» Job:
Each line containing the word "React" needs to be copied.

» Material provided:
——————————

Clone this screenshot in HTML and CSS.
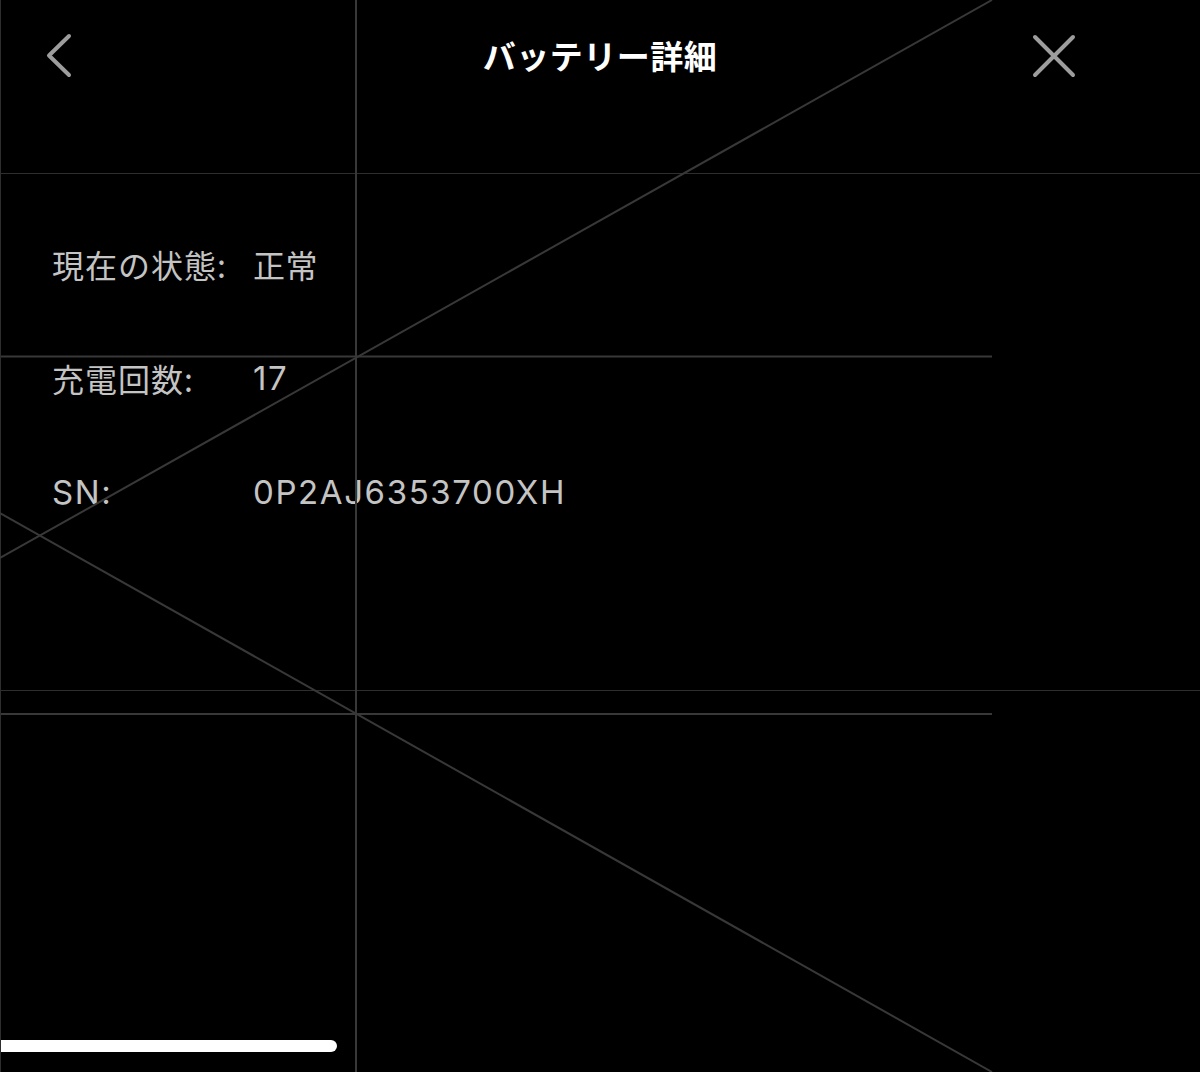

——————————

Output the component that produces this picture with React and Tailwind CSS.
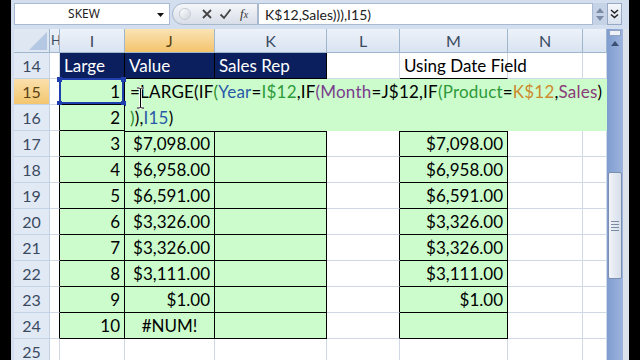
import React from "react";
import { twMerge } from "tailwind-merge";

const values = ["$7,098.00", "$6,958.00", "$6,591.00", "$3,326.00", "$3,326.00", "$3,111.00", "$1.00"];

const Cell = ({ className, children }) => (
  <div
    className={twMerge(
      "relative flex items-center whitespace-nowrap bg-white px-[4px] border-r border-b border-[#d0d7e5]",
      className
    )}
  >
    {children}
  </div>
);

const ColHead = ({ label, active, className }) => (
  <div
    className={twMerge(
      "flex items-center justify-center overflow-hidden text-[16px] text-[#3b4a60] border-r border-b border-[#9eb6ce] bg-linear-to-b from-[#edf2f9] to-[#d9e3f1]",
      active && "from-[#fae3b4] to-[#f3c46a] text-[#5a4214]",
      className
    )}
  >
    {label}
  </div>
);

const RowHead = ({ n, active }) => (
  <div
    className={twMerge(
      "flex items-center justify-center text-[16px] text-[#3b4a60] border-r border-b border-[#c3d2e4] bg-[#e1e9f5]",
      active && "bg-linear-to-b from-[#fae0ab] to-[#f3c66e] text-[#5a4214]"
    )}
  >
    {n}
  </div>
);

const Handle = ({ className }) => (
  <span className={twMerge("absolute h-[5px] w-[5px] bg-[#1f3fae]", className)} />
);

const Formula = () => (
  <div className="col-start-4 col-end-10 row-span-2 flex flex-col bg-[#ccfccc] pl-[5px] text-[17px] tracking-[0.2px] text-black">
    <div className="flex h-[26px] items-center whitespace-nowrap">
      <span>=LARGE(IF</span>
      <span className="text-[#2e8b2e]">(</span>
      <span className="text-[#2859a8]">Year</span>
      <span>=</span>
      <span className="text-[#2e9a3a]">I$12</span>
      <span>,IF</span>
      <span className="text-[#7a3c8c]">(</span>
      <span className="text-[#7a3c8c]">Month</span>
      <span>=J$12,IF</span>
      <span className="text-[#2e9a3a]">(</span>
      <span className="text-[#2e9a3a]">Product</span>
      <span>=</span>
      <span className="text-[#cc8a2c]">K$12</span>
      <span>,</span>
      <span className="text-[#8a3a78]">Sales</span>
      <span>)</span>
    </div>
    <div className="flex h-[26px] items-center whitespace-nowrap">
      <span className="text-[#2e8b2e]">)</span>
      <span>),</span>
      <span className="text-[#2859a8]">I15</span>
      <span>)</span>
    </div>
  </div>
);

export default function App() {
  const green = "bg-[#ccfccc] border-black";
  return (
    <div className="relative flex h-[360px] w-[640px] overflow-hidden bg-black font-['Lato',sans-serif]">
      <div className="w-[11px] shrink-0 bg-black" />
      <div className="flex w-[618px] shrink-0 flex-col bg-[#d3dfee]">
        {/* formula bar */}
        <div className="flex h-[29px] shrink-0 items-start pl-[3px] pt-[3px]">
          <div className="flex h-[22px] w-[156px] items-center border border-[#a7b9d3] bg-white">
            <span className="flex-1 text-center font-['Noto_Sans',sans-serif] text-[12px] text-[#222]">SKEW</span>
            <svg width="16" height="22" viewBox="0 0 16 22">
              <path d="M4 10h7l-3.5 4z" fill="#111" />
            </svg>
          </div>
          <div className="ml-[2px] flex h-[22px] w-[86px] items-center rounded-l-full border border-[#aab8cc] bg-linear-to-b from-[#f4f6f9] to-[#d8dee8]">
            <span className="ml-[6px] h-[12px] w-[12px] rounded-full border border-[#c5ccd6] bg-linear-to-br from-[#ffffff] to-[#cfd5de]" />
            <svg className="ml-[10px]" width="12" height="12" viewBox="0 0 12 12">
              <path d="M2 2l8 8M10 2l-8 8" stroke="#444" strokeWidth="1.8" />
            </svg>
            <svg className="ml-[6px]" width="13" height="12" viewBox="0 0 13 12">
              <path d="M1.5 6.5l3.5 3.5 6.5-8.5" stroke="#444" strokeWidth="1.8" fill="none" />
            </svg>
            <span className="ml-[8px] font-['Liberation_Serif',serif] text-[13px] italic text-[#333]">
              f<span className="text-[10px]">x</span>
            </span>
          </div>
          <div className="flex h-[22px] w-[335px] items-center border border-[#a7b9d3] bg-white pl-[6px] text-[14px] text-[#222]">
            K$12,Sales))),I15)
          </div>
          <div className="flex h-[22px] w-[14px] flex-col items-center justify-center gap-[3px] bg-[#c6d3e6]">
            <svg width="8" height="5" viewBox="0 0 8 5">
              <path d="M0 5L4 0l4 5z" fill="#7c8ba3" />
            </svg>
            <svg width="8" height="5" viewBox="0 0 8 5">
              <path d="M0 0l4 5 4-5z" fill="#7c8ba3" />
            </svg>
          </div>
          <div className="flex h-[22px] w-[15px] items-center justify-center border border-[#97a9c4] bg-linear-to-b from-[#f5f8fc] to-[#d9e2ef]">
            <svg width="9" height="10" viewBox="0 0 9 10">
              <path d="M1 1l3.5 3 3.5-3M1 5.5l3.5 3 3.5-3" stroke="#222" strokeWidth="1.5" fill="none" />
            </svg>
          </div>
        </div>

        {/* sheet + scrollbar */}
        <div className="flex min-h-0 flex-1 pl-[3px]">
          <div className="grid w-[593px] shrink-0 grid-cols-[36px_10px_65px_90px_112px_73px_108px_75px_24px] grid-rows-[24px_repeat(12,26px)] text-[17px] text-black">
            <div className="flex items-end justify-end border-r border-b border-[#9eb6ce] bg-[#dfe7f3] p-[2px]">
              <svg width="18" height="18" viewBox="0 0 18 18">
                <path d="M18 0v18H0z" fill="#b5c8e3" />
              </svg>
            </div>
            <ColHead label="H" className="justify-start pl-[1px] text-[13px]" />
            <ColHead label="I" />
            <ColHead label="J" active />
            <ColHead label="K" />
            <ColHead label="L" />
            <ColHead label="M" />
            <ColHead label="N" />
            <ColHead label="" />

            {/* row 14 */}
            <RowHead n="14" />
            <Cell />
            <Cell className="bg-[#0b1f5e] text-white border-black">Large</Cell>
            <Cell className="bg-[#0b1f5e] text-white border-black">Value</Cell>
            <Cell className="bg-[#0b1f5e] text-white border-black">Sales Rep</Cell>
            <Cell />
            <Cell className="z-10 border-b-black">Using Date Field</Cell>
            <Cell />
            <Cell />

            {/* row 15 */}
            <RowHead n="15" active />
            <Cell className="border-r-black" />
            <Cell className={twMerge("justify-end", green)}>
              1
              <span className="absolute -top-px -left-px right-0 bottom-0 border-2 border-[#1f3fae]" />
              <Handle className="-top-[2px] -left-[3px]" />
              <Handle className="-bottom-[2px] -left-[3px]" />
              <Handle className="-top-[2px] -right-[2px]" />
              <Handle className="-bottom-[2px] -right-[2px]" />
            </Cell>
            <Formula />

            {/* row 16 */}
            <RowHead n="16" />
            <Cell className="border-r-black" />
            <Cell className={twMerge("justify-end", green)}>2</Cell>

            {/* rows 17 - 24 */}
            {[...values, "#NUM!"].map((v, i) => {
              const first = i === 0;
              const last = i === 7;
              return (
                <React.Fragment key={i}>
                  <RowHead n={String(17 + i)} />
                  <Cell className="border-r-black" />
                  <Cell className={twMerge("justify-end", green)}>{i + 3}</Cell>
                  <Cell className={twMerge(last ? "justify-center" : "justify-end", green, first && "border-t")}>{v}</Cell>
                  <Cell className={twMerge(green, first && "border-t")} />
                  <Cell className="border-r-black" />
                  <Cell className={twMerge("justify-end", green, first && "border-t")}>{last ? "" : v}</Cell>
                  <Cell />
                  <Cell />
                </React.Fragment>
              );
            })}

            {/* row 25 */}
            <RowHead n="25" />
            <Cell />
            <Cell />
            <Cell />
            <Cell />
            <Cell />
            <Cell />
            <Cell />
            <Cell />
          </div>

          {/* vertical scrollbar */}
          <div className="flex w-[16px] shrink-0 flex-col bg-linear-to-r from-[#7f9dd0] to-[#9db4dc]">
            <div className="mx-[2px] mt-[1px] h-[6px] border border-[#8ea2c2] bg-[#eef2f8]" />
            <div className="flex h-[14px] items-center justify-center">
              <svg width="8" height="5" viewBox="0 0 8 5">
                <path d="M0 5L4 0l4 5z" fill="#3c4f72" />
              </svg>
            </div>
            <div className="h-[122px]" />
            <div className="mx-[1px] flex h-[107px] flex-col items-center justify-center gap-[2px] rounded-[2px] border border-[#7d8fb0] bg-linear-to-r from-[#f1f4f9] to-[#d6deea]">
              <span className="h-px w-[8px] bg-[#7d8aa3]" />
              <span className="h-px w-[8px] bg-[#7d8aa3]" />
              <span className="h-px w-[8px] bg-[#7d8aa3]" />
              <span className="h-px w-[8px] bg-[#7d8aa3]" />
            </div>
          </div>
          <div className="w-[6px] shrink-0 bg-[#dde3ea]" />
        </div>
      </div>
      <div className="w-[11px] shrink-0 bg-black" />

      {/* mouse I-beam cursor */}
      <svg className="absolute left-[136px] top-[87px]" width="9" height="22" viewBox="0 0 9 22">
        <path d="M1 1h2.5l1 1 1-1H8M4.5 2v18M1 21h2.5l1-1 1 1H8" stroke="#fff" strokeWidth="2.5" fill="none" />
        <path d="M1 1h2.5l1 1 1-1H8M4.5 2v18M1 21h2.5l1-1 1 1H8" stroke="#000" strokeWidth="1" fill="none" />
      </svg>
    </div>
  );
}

——————————

» Answer to this problem:
Output the component that produces this picture with React and Tailwind CSS.
import React from "react";
                <React.Fragment key={i}>
                </React.Fragment>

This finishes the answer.